“I did then what I knew how to do. Now that I know better, I do better.” Maya Angelou
Dearest Child,
Maya’s words wash over me in a healing shower of relief.
I have been careful in my parenting not to fall back on the phrase, “I did my best”, because I think it is a conversation stopper. Saying those words somehow seems an excuse, a panacea to me as a parent offering no solace to you, my child. If my best didn’t work for you – what then?
And I know that sometimes it couldn’t have worked. I didn’t know the words. I didn’t have the skills. I couldn’t comprehend my own feelings – let alone yours. How could I be there for you in a meaningful way?
I couldn’t.
It’s not that I didn’t want to be. But as a parent I was a child. As a mother I was dealing with issues with my own mother while looking around me – trying to sop up knowledge and experience. I was learning from neighbors, the books I was reading, and later the parenting information I gleaned at PTA meetings. I inched forward, backtracked, and forged ahead.

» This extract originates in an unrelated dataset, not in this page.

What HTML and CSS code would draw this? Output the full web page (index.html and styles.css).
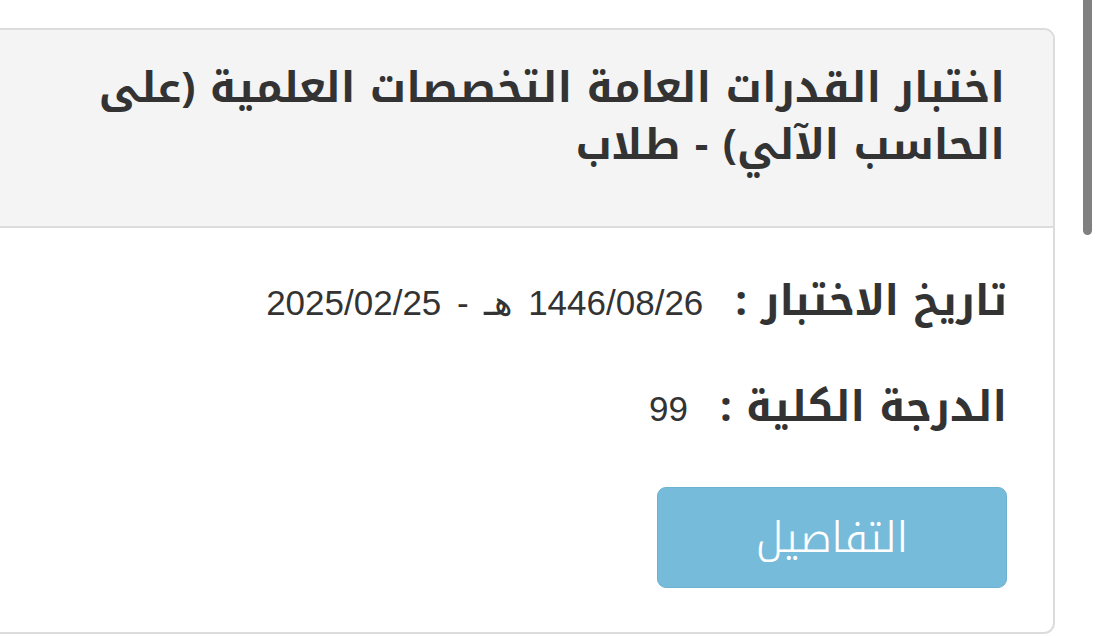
FILE: index.html
```html
<!DOCTYPE html>
<html lang="ar" dir="rtl">
<head>
    <meta charset="UTF-8">
    <meta name="viewport" content="width=device-width, initial-scale=1.0">
    <title>نتائج الاختبارات</title>
    <link rel="stylesheet" href="styles.css">
</head>
<body>
    <div class="page">
        <div class="result-card">
            <div class="card-header">
                <h2>اختبار القدرات العامة التخصصات العلمية (على الحاسب الآلي) - طلاب</h2>
            </div>
            <div class="card-body">
                <div class="info-row">
                    <span class="info-label">تاريخ الاختبار :</span>
                    <span class="info-value">1446/08/26 هـ - 2025/02/25</span>
                </div>
                <div class="info-row">
                    <span class="info-label">الدرجة الكلية :</span>
                    <span class="info-value">99</span>
                </div>
                <a class="details-btn" href="#">التفاصيل</a>
            </div>
        </div>
    </div>
    <div class="scroll-thumb"></div>
</body>
</html>
```

FILE: styles.css
```css
html, body {
    margin: 0;
    padding: 0;
    background-color: white;
    overflow: hidden;
}
body {
    font-family: "Noto Kufi Arabic", "Noto Sans Arabic", "DejaVu Sans", sans-serif;
    color: #333;
}
.page {
    padding-top: 28px;
    padding-right: 45px;
    margin-left: -20px;
}
.result-card {
    border: 2px solid #dcdcdc;
    border-radius: 11px;
    overflow: hidden;
    background-color: white;
}
.card-header {
    background-color: #f4f4f4;
    border-bottom: 2px solid #dcdcdc;
    padding: 30px 48px 52px 40px;
}
.card-header h2 {
    margin: 0;
    font-size: 42px;
    line-height: 57px;
    font-weight: bold;
    color: #333;
}
.card-body {
    padding: 34px 46px 44px 60px;
}
.info-row {
    display: flex;
    align-items: baseline;
    gap: 32px;
    height: 52px;
    margin-bottom: 54px;
}
.info-row:nth-child(2) {
    margin-bottom: 67px;
}
.info-label {
    font-size: 41.5px;
    font-weight: bold;
}
.info-value {
    font-family: "Liberation Sans", Arial, sans-serif;
    font-size: 35px;
    word-spacing: 6px;
    color: #333;
}
.details-btn {
    display: flex;
    align-items: center;
    justify-content: center;
    width: 350px;
    height: 101px;
    box-sizing: border-box;
    background-color: #76bbda;
    border: 1px solid #6cb2d2;
    border-radius: 9px;
    color: white;
    font-size: 42px;
    font-weight: 300;
    text-decoration: none;
}
.scroll-thumb {
    position: fixed;
    top: 0;
    right: 8px;
    width: 9px;
    height: 235px;
    background-color: #808080;
    border-radius: 0 0 5px 5px;
}
```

And I learned from each interaction. I was watched you and your reactions. Sometimes my mistakes were immediately visible and sometimes correctable.
Other times I was locked into my own fears.

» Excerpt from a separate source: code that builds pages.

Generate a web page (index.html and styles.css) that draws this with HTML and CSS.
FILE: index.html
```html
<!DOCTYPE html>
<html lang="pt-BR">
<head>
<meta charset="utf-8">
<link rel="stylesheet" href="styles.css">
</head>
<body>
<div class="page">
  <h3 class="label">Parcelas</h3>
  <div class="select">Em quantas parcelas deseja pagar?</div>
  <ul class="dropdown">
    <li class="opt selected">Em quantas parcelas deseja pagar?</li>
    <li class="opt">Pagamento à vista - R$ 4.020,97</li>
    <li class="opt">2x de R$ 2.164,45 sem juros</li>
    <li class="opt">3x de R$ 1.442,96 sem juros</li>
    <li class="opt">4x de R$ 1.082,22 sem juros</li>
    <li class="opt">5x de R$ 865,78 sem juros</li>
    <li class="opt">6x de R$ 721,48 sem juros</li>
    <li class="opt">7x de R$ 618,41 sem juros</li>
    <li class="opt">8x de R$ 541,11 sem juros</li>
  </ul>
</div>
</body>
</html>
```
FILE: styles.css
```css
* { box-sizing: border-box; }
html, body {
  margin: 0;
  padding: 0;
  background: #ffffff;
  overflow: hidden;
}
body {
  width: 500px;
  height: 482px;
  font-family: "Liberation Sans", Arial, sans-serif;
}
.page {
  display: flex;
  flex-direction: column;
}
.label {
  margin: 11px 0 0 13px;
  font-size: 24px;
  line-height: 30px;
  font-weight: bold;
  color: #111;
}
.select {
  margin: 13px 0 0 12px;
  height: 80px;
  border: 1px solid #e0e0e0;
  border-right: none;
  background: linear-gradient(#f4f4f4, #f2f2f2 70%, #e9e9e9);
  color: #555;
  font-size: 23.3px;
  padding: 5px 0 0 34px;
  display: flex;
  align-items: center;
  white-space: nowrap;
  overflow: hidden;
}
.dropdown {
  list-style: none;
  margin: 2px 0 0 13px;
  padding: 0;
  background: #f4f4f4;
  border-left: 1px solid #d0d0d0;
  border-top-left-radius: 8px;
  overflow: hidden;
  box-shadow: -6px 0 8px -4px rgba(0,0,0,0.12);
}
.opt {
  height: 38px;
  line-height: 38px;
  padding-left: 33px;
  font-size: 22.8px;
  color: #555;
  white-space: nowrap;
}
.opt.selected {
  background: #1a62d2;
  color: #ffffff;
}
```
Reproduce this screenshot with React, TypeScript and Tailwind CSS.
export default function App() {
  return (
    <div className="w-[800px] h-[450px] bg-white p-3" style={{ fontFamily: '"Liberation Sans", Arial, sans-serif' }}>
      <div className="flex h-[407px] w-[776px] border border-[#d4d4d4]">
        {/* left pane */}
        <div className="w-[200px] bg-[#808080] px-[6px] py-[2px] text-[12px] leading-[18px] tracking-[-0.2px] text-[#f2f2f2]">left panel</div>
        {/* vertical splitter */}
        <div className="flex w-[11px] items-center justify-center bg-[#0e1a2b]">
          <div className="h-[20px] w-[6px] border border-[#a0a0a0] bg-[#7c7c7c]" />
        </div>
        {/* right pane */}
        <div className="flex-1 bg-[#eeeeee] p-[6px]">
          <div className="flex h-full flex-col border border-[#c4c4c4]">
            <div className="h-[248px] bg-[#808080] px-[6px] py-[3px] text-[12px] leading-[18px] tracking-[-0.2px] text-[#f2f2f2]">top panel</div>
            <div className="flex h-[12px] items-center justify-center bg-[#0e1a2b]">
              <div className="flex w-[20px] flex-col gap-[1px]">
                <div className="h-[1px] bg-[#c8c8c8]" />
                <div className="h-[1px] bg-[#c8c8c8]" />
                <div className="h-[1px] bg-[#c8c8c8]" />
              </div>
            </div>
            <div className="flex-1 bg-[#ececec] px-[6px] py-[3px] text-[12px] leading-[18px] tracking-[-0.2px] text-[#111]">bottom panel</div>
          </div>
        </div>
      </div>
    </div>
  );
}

It’s painful to look back from here and have flashes of myself peeking out at your world from the confines of my lack of experience, of education, and, yes – of money. Baffled and intimidated I nevertheless was determined to learn.
Through it all my love for you is unchanging. I loved you as a newborn and saw you for the first time. And I love you now as a parent having raised your own children. Its what binds us to our history and creates understanding. I know you still need my love as I need yours.
I’ll keep knowing more and doing better.